Es ist auf jeden Fall so, dass mich dieser Weg raus aus den Verletzungen zurück an die Weltspitze gestärkt hat. In meinem Charakter und in meinem Durchhaltevermögen, ich habe da einfach bewiesen, dass ich mich durchbeißen kann. Und das war damals sicher um einiges schwieriger als jetzt, wenn mal ein einziges Rennen nicht so gut läuft.

Klingt einfach, ist es vermutlich aber nicht.

Es war für mich damals einfach wichtig, dass mich die Leute um mich herum immer unterstützt haben, ganz speziell die Trainer. Unser Chefcoach Mathias Berthold zum Beispiel war in dieser Zeit eine ganz wichtige Person für mich. Er hat mir immer das Gefühl gegeben, dass er an mich glaubt - auch wenn es ihm sicher selbst manchmal schwergefallen ist.

Bei Olympia ist der Druck gewaltig, Sie sind eine der Topfavoritinnen.

Ach, das empfinde ich gar nicht so. Ich habe zwar fünf Chancen, sehe mich aber in keiner Disziplin als absolute Topfavoritin.

Wo sehen Sie Ihre größte Chance? Im Slalom?

Nein, da eigentlich weniger.

Sondern?

In der Kombination. Denn ich finde, dass ich im Weltcup diejenige bin, die diesen Mix aus technischen und Speeddisziplinen am besten hinbekommt. Meine stärkste Disziplin ist heuer eigentlich die Abfahrt, aber da wird es mit Gold sicherlich schwierig.

Lindsey Vonn ist da ziemlich dominant. Sie hat fünf von sechs Rennen gewonnen.

Das stimmt, aber ich habe das letzte Abfahrtsrennen vor Olympia gewonnen. Das gibt mir großes Selbstvertrauen.

Ihre Freundschaft zu Linsey Vonn ist bekannt. Aber irgendwann muss es doch auch mal nerven, die beste Freundin immer jubelnd zu sehen, wenn man selbst gerne gewonnen hätte.

Ich stand ja zum Glück nie daneben und musste so richtig enttäuscht sein. Meist waren wir bei ihren Erfolgen ja gemeinsam auf dem Podium.

Aber . . .

. . . es ist schon ab und zu zermürbend. In Cortina zum Beispiel. Da schwinge ich nach einer sehr guten Fahrt im Ziel ab und denke: Mensch, heut' könnte es vielleicht reichen. Und dann kommt die Lindsey, und ich muss eingestehen, dass ich das Rennen allein im unteren Teil verloren habe. So was ist schon hart. Aber ich habe mich nicht beirren und zu sehr von diesem ganzen Rummel um das sogenannte Duell der Freundinnen drausbringen lassen.

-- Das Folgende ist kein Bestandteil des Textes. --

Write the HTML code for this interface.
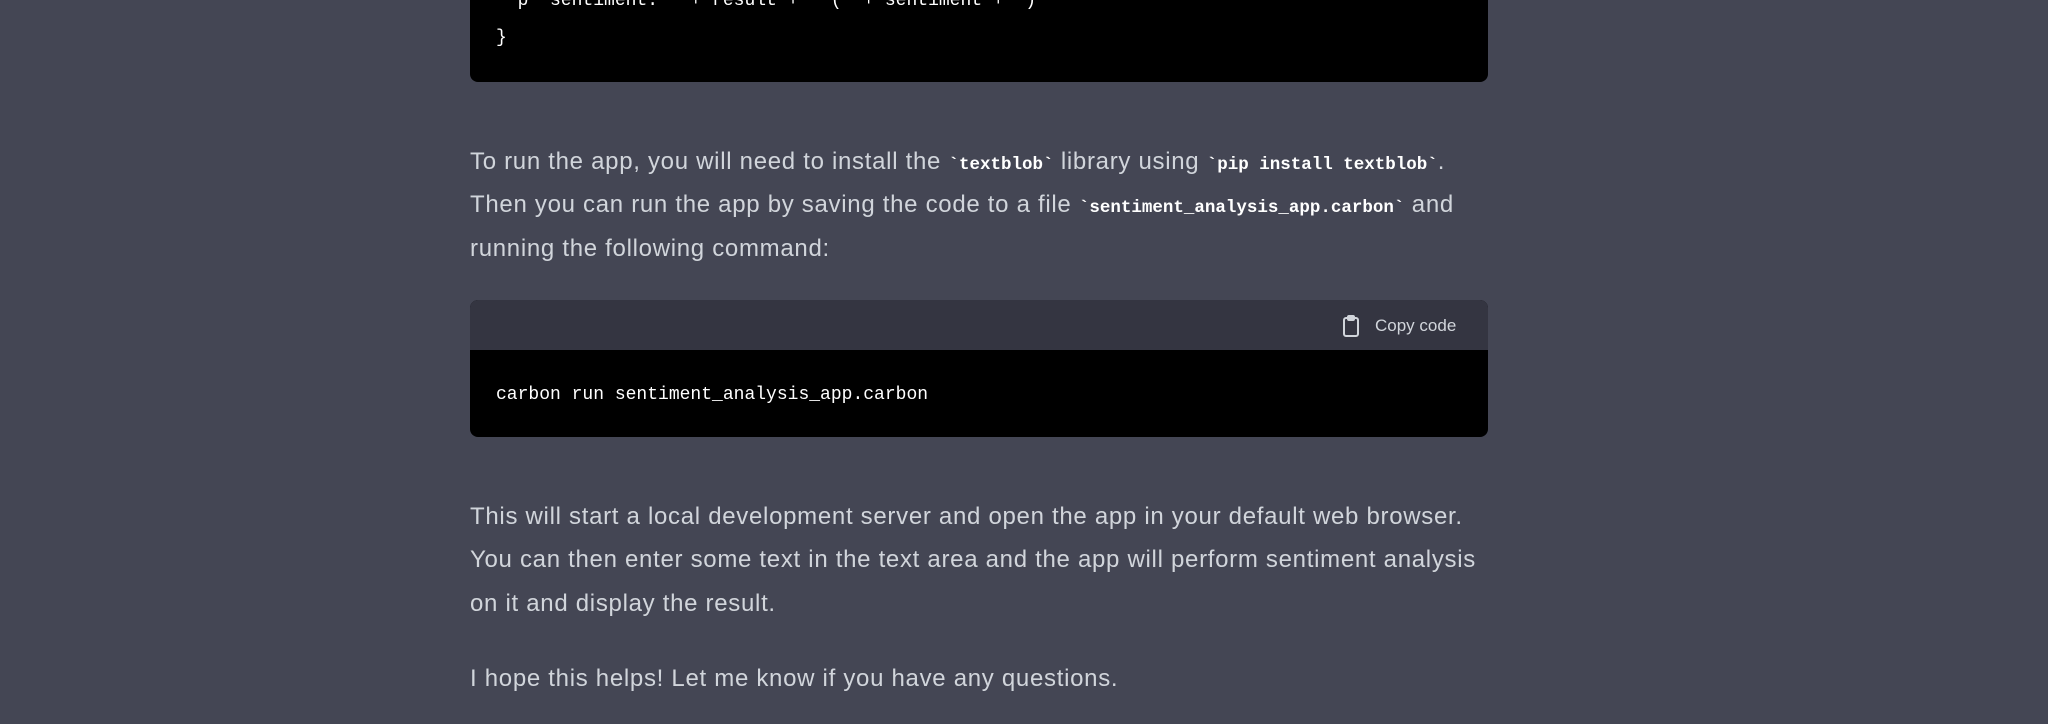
<!DOCTYPE html>
<html><head><style>
html,body{margin:0;padding:0;background:#444654;width:2048px;height:724px;overflow:hidden}
body{position:relative;font-family:"Liberation Sans",sans-serif;color:#d1d5db}
.blk{position:absolute;left:470px;width:1018px;background:#000;border-radius:8px}
.mono{font-family:"Liberation Mono",monospace;font-size:18px;color:#fff}
.line{position:absolute;left:470px;font-size:24px;white-space:nowrap;line-height:44px;letter-spacing:0.7px}
code{font-family:"Liberation Mono",monospace;font-size:17.5px;font-weight:bold;color:#fff;letter-spacing:0}
</style></head><body>
<div class="blk" style="top:-10px;height:92px">
 <div class="mono" style="position:absolute;left:26px;top:1px;color:#fff">&nbsp;&nbsp;p&nbsp;&nbsp;sentiment:&nbsp;&nbsp;&nbsp;+ result +&nbsp;&nbsp;&nbsp;(&nbsp;&nbsp;+ sentiment +&nbsp;&nbsp;)</div>
 <div class="mono" style="position:absolute;left:26px;top:38px">}</div>
</div>
<div class="line" style="top:140px">To run the app, you will need to install the <code>`textblob`</code> library using <code>`pip install textblob`</code>.</div>
<div class="line" style="top:183px">Then you can run the app by saving the code to a file <code>`sentiment_analysis_app.carbon`</code> and</div>
<div class="line" style="top:227px">running the following command:</div>
<div class="blk" style="top:300px;height:137px;overflow:hidden">
 <div style="height:50px;background:#343541;position:relative">
  <svg style="position:absolute;left:870px;top:14px" width="22" height="24" viewBox="0 0 22 24" fill="none" stroke="#d1d5db" stroke-width="2"><rect x="4" y="4" width="14" height="18" rx="2"/><rect x="8" y="2" width="6" height="4" rx="1"/></svg>
  <div style="position:absolute;left:905px;top:16px;font-size:17px;color:#d1d5db">Copy code</div>
 </div>
 <div class="mono" style="position:absolute;left:26px;top:85px">carbon run sentiment_analysis_app.carbon</div>
</div>
<div class="line" style="top:495px">This will start a local development server and open the app in your default web browser.</div>
<div class="line" style="top:538px">You can then enter some text in the text area and the app will perform sentiment analysis</div>
<div class="line" style="top:582px">on it and display the result.</div>
<div class="line" style="top:657px">I hope this helps! Let me know if you have any questions.</div>
</body></html>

Wie würden Sie Ihre Freundschaft zur gleichzeitig größten Konkurrentin denn beschreiben. Fußballer sagen immer: Für 90 Minuten muss unsere Freundschaft ruhen.

Das kann man bei uns schon auch so sehen. Beim Rennen, da geht es ums Gewinnen. Ich will jetzt nicht sagen: Da hört die Freundschaft auf, ich kann ihr das schon gönnen und auch eingestehen, dass sie einfach eine Ausnahmeathletin ist. Aber es ist schon so, dass diese Freundschaft auf zweierlei Ebenen abläuft. Das eine ist der Sport, da duellieren wir uns, da ist man auch mal sauer und enttäuscht. Auf der anderen Seite ist da aber diese Freundschaft, die auch eine Niederlage bei Olympia nicht gefährden kann.